After the first two votes, discussion then turned to an amendment proposed by PJM to close a loophole regarding capacity acquired through bilateral trades. The amendment would have imposed a “settlement charge” on any party replacing capacity equal to the difference between the BRA and IA clearing prices.

J.P. Morgan’s Bob O’Connell then proposed a vote on PJM’s proposal with a narrowed version of the PJM/IMM amendment that would allow companies with multiple generating assets to replace capacity within their portfolios without paying the charge.

FirstEnergy and Pepco Holdings argued that the amendment was unduly harsh without the exemption. Pepco’s Gloria Godson called it “micromanagement” and “overkill.”

Mystery Number

Mike Borgatti, of Gabel Associates, said the amendment would make it risky to make bilateral trades because the penalty would be a “mystery number” not determined until the IA. Consultant Tom Rutigliano said it would also create unintended consequences for energy efficiency.

Market Monitor Joseph Bowring countered that the PJM proposal “would be meaningless” without the amendment because participants could avoid penalties by buying replacement capacity through bilateral trades rather than incremental auctions.

Even with the exemption, the proposal garnered only 35% support.

In one last attempt, members voted on the PJM proposal and the original amendment, without the exemption introduced by J.P. Morgan.

Ken Jennings, of Duke, said he opposed the exemption. “Because your [forced outage rate] got worse, you shouldn’t be able to profit from that,” he said.

That motion fared worse still, with only 31%.

Next Steps

ODEC’s Ed Tatum said that PJM should attempt to draft language identifying conduct that would justify submitting a participant to FERC enforcement. “Go after the people that we really think are doing the wrong thing,” he said.

“With the changes we’ve seen, I don’t think we need to make any [additional] changes,” Tatum said, referring to limits on the volumes of imports and demand response that will clear in future capacity auctions.

Bowring said Tatum’s proposal was unworkable. “I strongly prefer clear rules rather than after-the-fact enforcement actions,” he said. “Referrals to FERC take a very, very long time.

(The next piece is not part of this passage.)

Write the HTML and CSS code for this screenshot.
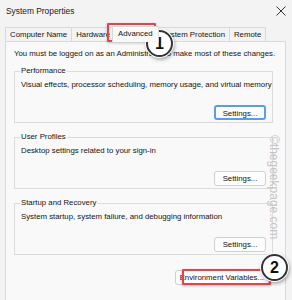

If you have 20 or 30 participants engaging in this kind of behavior it’s not very efficient.”

PJM Executive Vice President for Markets Andy Ott agreed, saying PJM wanted to reinforce the physical nature of capacity commitments. “We don’t want to have to judge intent,” Ott said. “We certainly will be looking at ways to strengthen the physical language.”

The PJM Board voted Thursday to submit the RTO’s proposal, including the amendment to close the bilateral trade loophole, for FERC approval. A filing may come as soon as this week.

Manual Change on DR Compensation Rejected; 3 Others OK’d

In a highly unusual move, members Thursday balked at endorsing proposed manual changes governing when Economic demand response qualifies for payment.

The changes to Manual 11 received only 57% in a sector-weighted vote of the Markets and Reliability Committee, with no End Use Customers and less than half of Other Suppliers voting in support.

Most Generation Owners and Transmission Owners voted in support of the changes, which would have specified that demand reductions are eligible for compensation only when they “are not implemented as part of normal operations.”

Ineligible for compensation would be load reductions “that would have occurred without PJM dispatch, or that would have occurred absent PJM energy market compensation.”

No Policy Change

PJM’s Pete Langbein said the manual changes were intended to explain the RTO’s existing interpretation of FERC Order 745. “This is not changing our operative practice,” he said.

Susan Bruce, counsel for the PJM Industrial Customer Coalition, said that additional clarification was needed on PJM’s interpretation of the order, which requires PJM to compensate Economic DR at full Locational Marginal Price when it provides a “net benefit” to the system.

“We have some industrial customers who are really struggling with how to ensure they’re compliant,” she said. “One person’s view of normal operations might be different than another’s.”

Contradicts Order 745

John Webster, of Icetec Energy Services, said the new language would give PJM too much latitude in determining the motives of DR participants and when they should be compensated. He said any revisions should be made through Tariff changes and subject to full stakeholder review.

“From our perspective, it’s contradictory to Order 745,” he said. “There’s no process in place that would allow for that [after-the-fact] analysis.”

Questioned after the meeting, PJM Executive Vice President for Operations Mike Kormos and MRC Secretary Dave Anders said they weren’t sure whether the RTO would use its discretion to add the revisions to the Manual without stakeholder endorsement, or where the issue would go from here.

Manual Changes Approved

Changes to three other manuals won stakeholder endorsements with little discussion:

  • Manual 7: PJM Protection Standards — These revisions are intended to align the manual with the PJM Relay Subcommittee’s Protective Relaying Philosophy and Design Guidelines. They include changes to section 7 (Line Protection) and section 8 (Substation Transformer Protection).
  • Manual 40: Training and Certification Requirements — These changes, part of the annual update to meet NERC standards, revise data retention requirements and clarify continued training requirements for transmission operators and initial training requirements for new entities.
  • Manual 21: Rules and Procedures for Determination of Generating Capability — These changes strengthen the rules for summer verification testing of steam generation units and provide a transition mechanism for those who haven’t been providing appropriate testing results to PJM. (See Transition Period OKd for Seasonal Verification Rules.)